For decades, states have used sodomy laws not just to criminalize queer sex, but to discriminate against LGBT+ people in our day-to-day lives. After a 1980’s Supreme Court ruling, sodomy laws were used to argue “it couldn’t be illegal to discriminate against gay people because gay people are a class “defined” by conduct which could be made a crime.” 16 states still have sodomy laws.
Having such a vulnerable, personal part of ourselves used as justification for torment and oppression has left many LGBT+ people struggling with shame and sex negativity. That’s why it’s important to celebrate pleasure, whether it’s shared with others or enjoyed solo.
How you choose to celebrate is up to you. Maybe that means setting aside time to masturbate more often. Maybe that means seeking queer sex education (and making sure new generations have access to accurate, stigma-free sex ed too.) Maybe that means splurging on a new sex toy to explore new sensations. Maybe that means talking with your partner(s) about trying something you’re shy about, or embracing your “freakier” side.

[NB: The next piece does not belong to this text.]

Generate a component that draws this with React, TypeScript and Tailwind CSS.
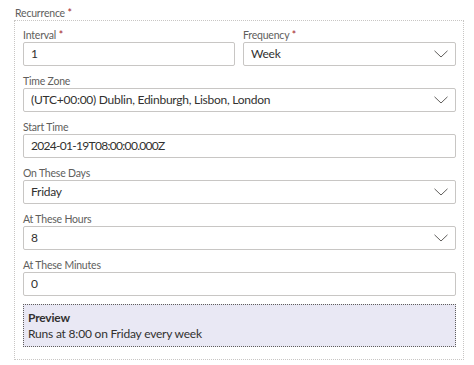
import React from 'react';

const font = { fontFamily: 'Lato, "Noto Sans", sans-serif' };

function Chevron() {
  return (
    <svg width="14" height="8" viewBox="0 0 14 8" fill="none" className="shrink-0">
      <path d="M0.5 0.8L7 7L13.5 0.8" stroke="#605e5c" strokeWidth="1" />
    </svg>
  );
}

function Label({ text, required }: { text: string; required?: boolean }) {
  return (
    <div className="h-[14px] text-[10.5px] leading-[14px] tracking-[-0.2px] text-[#605e5c]">
      {text}
      {required && <span className="text-[#a4262c]"> *</span>}
    </div>
  );
}

function Field({ label, value, required, select, tight }: { label: string; value: string; required?: boolean; select?: boolean; tight?: boolean }) {
  return (
    <div className="flex flex-col">
      <Label text={label} required={required} />
      <div className={`h-[24px] border border-[#c8c6c4] rounded-[2px] bg-white flex items-center pl-[7px] pr-[7px] text-[12px] text-[#323130] ${tight ? 'tracking-[-0.7px]' : 'tracking-[-0.25px]'}`}>
        <span className="flex-1 truncate">{value}</span>
        {select && <Chevron />}
      </div>
    </div>
  );
}

export default function App() {
  return (
    <div className="w-[474px] h-[365px] bg-white pl-[14px] pt-[6px]" style={font}>
      <div className="pl-[1px]">
        <Label text="Recurrence" required />
      </div>
      <div className="w-[450px] h-[340px] border border-dotted border-[#c8c6c4] pl-[8px] pr-[7px] pt-[7px] flex flex-col gap-[8px]">
        <div className="grid grid-cols-[212px_213px] gap-[8px]">
          <Field label="Interval" value="1" required />
          <Field label="Frequency" value="Week" required select />
        </div>
        <Field label="Time Zone" value="(UTC+00:00) Dublin, Edinburgh, Lisbon, London" select />
        <Field label="Start Time" value="2024-01-19T08:00:00.000Z" tight />
        <Field label="On These Days" value="Friday" select />
        <Field label="At These Hours" value="8" select />
        <Field label="At These Minutes" value="0" />
        <div className="h-[43px] border border-dotted border-[#605e5c] bg-[#e9e8f4] pl-[4px] pt-[5px] text-[12px] leading-[16px] tracking-[-0.2px] text-[#323130]">
          <div className="font-bold">Preview</div>
          <div>Runs at 8:00 on Friday every week</div>
        </div>
      </div>
    </div>
  );
}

Or maybe it just means catching yourself the next time you’re embarrassed or ashamed of an aspect of your sexuality, and recognizing that you have nothing to feel bad about. Your desires – and the consensual acts you engage in – are normal.
Invest in the community.
If you have disposable income, you can help fund our future. There are queer publications, artists, and makers that don’t get the same industry support and opportunities that straight, cisgender peers do. Check if your favorite LGBT+ creators have a Patreon or merch store.
You can donate to your local LGBT+ center, or to organizations like the LGBT Freedom Fund, the Trevor Project, or the Transgender Law Center. You can also help queer people by directly donating to transition funds and queer folks in crisis. Even if you don’t have money to spare, you can boost organizations and posts by talking about them on your social media.
You can also invest time, which is often just as (if not more) useful than money. You can volunteer at local organizations or programs. You can reach out to your representatives about LGBT+ issues. You can vote, and help others vote. You can reach out to your local library and make sure they have your favorite LGBT+ books available. You can mentor a young LGBT+ person, or document your experiences as a queer person for future generations.
Be your own Pride parade.
LGBT+ folks are well-aware that even queer gatherings aren’t truly safe. But Pride festivals and parades are often as close as many of us ever get to feeling fully welcome in public. We can wear clothing and accessories we feel affirmed by – but normally keep in our literal closet – because for once we won’t stick out. We can let loose all the language, mannerisms, and PDA we have to suppress when in heterosexual, cisgender spaces. We’re surrounded by queer people and queer culture.
Pride is a simultaneous protest and celebration. While it’s not always safe to be visibly out and proud, there are things we can do to embody that Pride parade spirit year-round.
Perhaps you can’t wear a pronoun pin at work without derision, but maybe you can list your pronouns in your social media bios. Maybe you can’t talk about your partner to the grocery clerk, but you can call or text or Facetime a friend to share the anecdote instead. You might not be able to avoid homophobia, transphobia, and asexual erasure on television, your Facebook feed, or the law, but you can embody Pride by pushing back (contact the network, report the poster, reach out to your reps) and celebrating your identity (support queer media that reflects you, make a friend, donate to an org or boost a hashtag.) Through small day-to-day actions, you can be part of a change for the better… for yourself, and for others.And hey – if celebrating means using a pride flag dildo as desk décor at home, I’m right there with you.